At first this concept of 70% and emphasize the middle not the ends seemed wrong, lazy, half assed, and noncommittal. But, I also decided to have an open mind and try to look at things from a different perspective. After allowing myself to consider that my preconceived perception of how to do things may not be the only way of doing things, I discovered that only going at 70% and emphasizing the middle not the ends was NOT weak, lazy, half assed, etc. but was in fact in its own way a strong, active, committed way of approaching something.
While I have opened up to the idea and see it in a much different and positive light, at times it can still be quite a challenge. The areas in which I noticed it the most was in paired exercises especially when I was following my partner. I had a very hard time following. I always wanted to lead, be in charge, be aggressive, attack or defend at maximum strength. In so doing I found it very hard to perform the exercise. For example, in push hands, I hard a very hard time reacting and following my partner because I was so aggressive, hard, rigid, unforgiving. I had a very hard time staying stuck to my partner because I was rigid not soft. It was only in softness and by not trying so hard that I could even get close to sticking to my partner.

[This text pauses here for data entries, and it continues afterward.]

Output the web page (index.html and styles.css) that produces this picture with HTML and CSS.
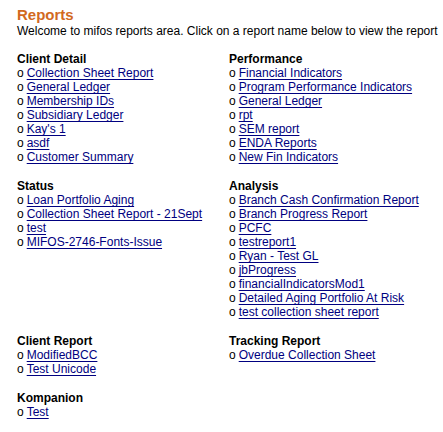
FILE: index.html
```html
<!DOCTYPE html>
<html lang="en">
<head>
  <meta charset="UTF-8" />
  <title>Reports</title>
  <link rel="stylesheet" href="styles.css">
</head>
<body>

  <div class="page">
    <h1 class="title">Reports</h1>
    <p class="intro">Welcome to mifos reports area. Click on a report name below to view the report</p>

    <div class="categories">
      <div class="category">
        <h2>Client Detail</h2>
        <ul>
          <li><a href="#">Collection Sheet Report</a></li>
          <li><a href="#">General Ledger</a></li>
          <li><a href="#">Membership IDs</a></li>
          <li><a href="#">Subsidiary Ledger</a></li>
          <li><a href="#">Kay's 1</a></li>
          <li><a href="#">asdf</a></li>
          <li><a href="#">Customer Summary</a></li>
        </ul>
      </div>
      <div class="category">
        <h2>Performance</h2>
        <ul>
          <li><a href="#">Financial Indicators</a></li>
          <li><a href="#">Program Performance Indicators</a></li>
          <li><a href="#">General Ledger</a></li>
          <li><a href="#">rpt</a></li>
          <li><a href="#">SEM report</a></li>
          <li><a href="#">ENDA Reports</a></li>
          <li><a href="#">New Fin Indicators</a></li>
        </ul>
      </div>

      <div class="category">
        <h2>Status</h2>
        <ul>
          <li><a href="#">Loan Portfolio Aging</a></li>
          <li><a href="#">Collection Sheet Report - 21Sept</a></li>
          <li><a href="#">test</a></li>
          <li><a href="#">MIFOS-2746-Fonts-Issue</a></li>
        </ul>
      </div>
      <div class="category">
        <h2>Analysis</h2>
        <ul>
          <li><a href="#">Branch Cash Confirmation Report</a></li>
          <li><a href="#">Branch Progress Report</a></li>
          <li><a href="#">PCFC</a></li>
          <li><a href="#">testreport1</a></li>
          <li><a href="#">Ryan - Test GL</a></li>
          <li><a href="#">jbProgress</a></li>
          <li><a href="#">financialIndicatorsMod1</a></li>
          <li><a href="#">Detailed Aging Portfolio At Risk</a></li>
          <li><a href="#">test collection sheet report</a></li>
        </ul>
      </div>

      <div class="category">
        <h2>Client Report</h2>
        <ul>
          <li><a href="#">ModifiedBCC</a></li>
          <li><a href="#">Test Unicode</a></li>
        </ul>
      </div>
      <div class="category">
        <h2>Tracking Report</h2>
        <ul>
          <li><a href="#">Overdue Collection Sheet</a></li>
        </ul>
      </div>

      <div class="category">
        <h2>Kompanion</h2>
        <ul>
          <li><a href="#">Test</a></li>
        </ul>
      </div>
    </div>
  </div>

</body>
</html>
```

FILE: styles.css
```css
body {
  margin: 0;
  padding: 0;
  background: #fff;
  color: #000;
  font-family: "Liberation Sans", Arial, sans-serif;
  font-size: 12px;
  line-height: 14px;
}
.page {
  padding: 6px 0 0 17px;
}
.title {
  margin: 0;
  font-size: 15px;
  line-height: 18px;
  font-weight: bold;
  color: #d2691e;
}
.intro {
  margin: 0 0 14px;
  white-space: nowrap;
}
.categories {
  display: grid;
  grid-template-columns: 212px 1fr;
  row-gap: 15px;
}
.category h2 {
  margin: 0;
  font-size: 12px;
  line-height: 14px;
  font-weight: bold;
}
.category ul {
  margin: 0;
  padding: 0;
  list-style: none;
}
.category li::before {
  content: "o";
  margin-right: 3px;
}
.category a {
  color: #000080;
  text-decoration: underline;
  text-underline-offset: 2px;
}
```
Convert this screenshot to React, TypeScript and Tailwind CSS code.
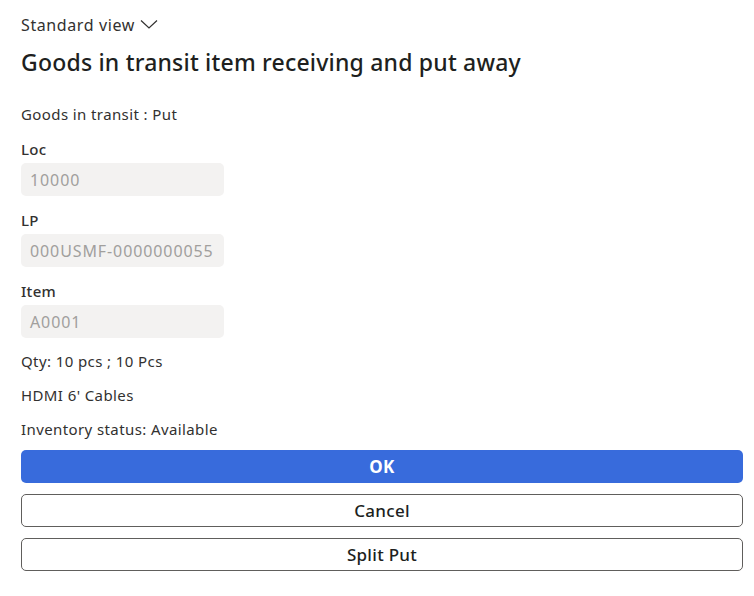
const fields = [
  { label: "Loc", value: "10000" },
  { label: "LP", value: "000USMF-0000000055" },
  { label: "Item", value: "A0001" },
];

export default function App() {
  return (
    <div
      className="h-[596px] w-[754px] bg-white pl-[21px] pr-[11px] pt-[13px] text-[#323130]"
      style={{ fontFamily: '"Noto Sans", "Open Sans", sans-serif' }}
    >
      <div className="flex items-center gap-[5px] text-[16px] leading-[24px] tracking-[0.6px]">
        <span>Standard view</span>
        <svg width="18" height="10" viewBox="0 0 18 10" fill="none" className="mt-[-2px]">
          <path d="M1 1.5 L9 9 L17 1.5" stroke="#323130" strokeWidth="1.2" />
        </svg>
      </div>
      <h1 className="mt-[10px] text-[23px] font-medium leading-[30px] tracking-[0.2px] text-[#201f1e]">
        Goods in transit item receiving and put away
      </h1>
      <p className="mt-[27px] text-[15px] leading-[20px] tracking-[0.4px]">Goods in transit : Put</p>

      <div className="mt-[15px] flex flex-col gap-[14px]">
        {fields.map((f) => (
          <div key={f.label}>
            <div className="text-[15px] font-medium leading-[20px] tracking-[0.3px]">{f.label}</div>
            <div className="mt-[4px] flex h-[33px] w-[203px] items-center rounded-[5px] bg-[#f3f2f1] px-[9px] text-[16px] tracking-[0.9px] text-[#a19f9d]">
              {f.value}
            </div>
          </div>
        ))}
      </div>

      <div className="mt-[13px] flex flex-col gap-[14px] text-[15px] leading-[20px] tracking-[0.4px]">
        <p>Qty: 10 pcs ; 10 Pcs</p>
        <p>HDMI 6' Cables</p>
        <p>Inventory status: Available</p>
      </div>

      <div className="mt-[11px] flex flex-col gap-[11px] text-[17px] tracking-[0.3px]">
        <button
          type="button"
          className="h-[33px] w-full rounded-[5px] bg-[#386bdc] font-bold text-white"
        >
          OK
        </button>
        <button
          type="button"
          className="h-[33px] w-full rounded-[5px] border border-[#605e5c] bg-white font-medium text-[#201f1e]"
        >
          Cancel
        </button>
        <button
          type="button"
          className="h-[33px] w-full rounded-[5px] border border-[#605e5c] bg-white font-medium text-[#201f1e]"
        >
          Split Put
        </button>
      </div>
    </div>
  );
}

In addition I also found learning and practicing the form to be much easier when I was not trying to be perfect from the get go. At first the idea that it did not need to be perfect and that you did not even want it to be perfect was very uncomfortable and disturbing. However, now I understand and to certain extend even enjoy the idea that it does not have to be precise or perfect or performed with everything I have to my maximum ability. Once I let go of the perfectionist ideology I found the form even more enjoyable and beneficial
In what to me seems a related issue, I never knew and would never have guessed that Taijiquan is a form of martial art. I had always thought of it as some kind of Taoist meditative exercise routine to promote good health and long life. I would never in a million years have thought that it had any martial aspects or applications. Again I saw it as weak, passive, non-aggressive and associated that with weakness, passivity, non-aggression, and allowing oneself to be pushed around. I could not have been more wrong. I now can at least see how weakness, reacting, following, etc. can be a in its own way very strong.
While I have allowed myself to see the world in a different light, I still have a long way to go. I look forward to continuing my Taijiquan practice and further pursuing this new way of thinking.
To me it seemed that you demonstrated many different aspects of Taijiquan, giving us an idea about the many aspects of the subject. Obviously, in 11 weeks or 22 hours of class time, there is no way we can become Taijiquan masters. While at times you definitely challenged my preconceived notions, I think that was in actuality the best aspect of the class – trying to get us to see things in a different light, from a different perspective, to be a little uncomfortable.
One example that comes to mind was when in class we performed the form very slowly. In one aspect I enjoyed doing the form very slowly but it also was very difficult. In doing it slowly I came to realize that I have a very strong issue with double weighting. I do not like at all having all my weight on one foot or the other. For some reason I perceive this as a weakness. During our class discussion on the topic of double weighting, you clearly demonstrated that in all actuality, the weakness is being double weighted. Having discovered this concept I now have something to explore further. After having experienced both sides I believe that less emphasis on double weighting in a number of aspects of my life will have a profound improvement for me. In conclusion, thank you for a different, challenging, and eye opening experience.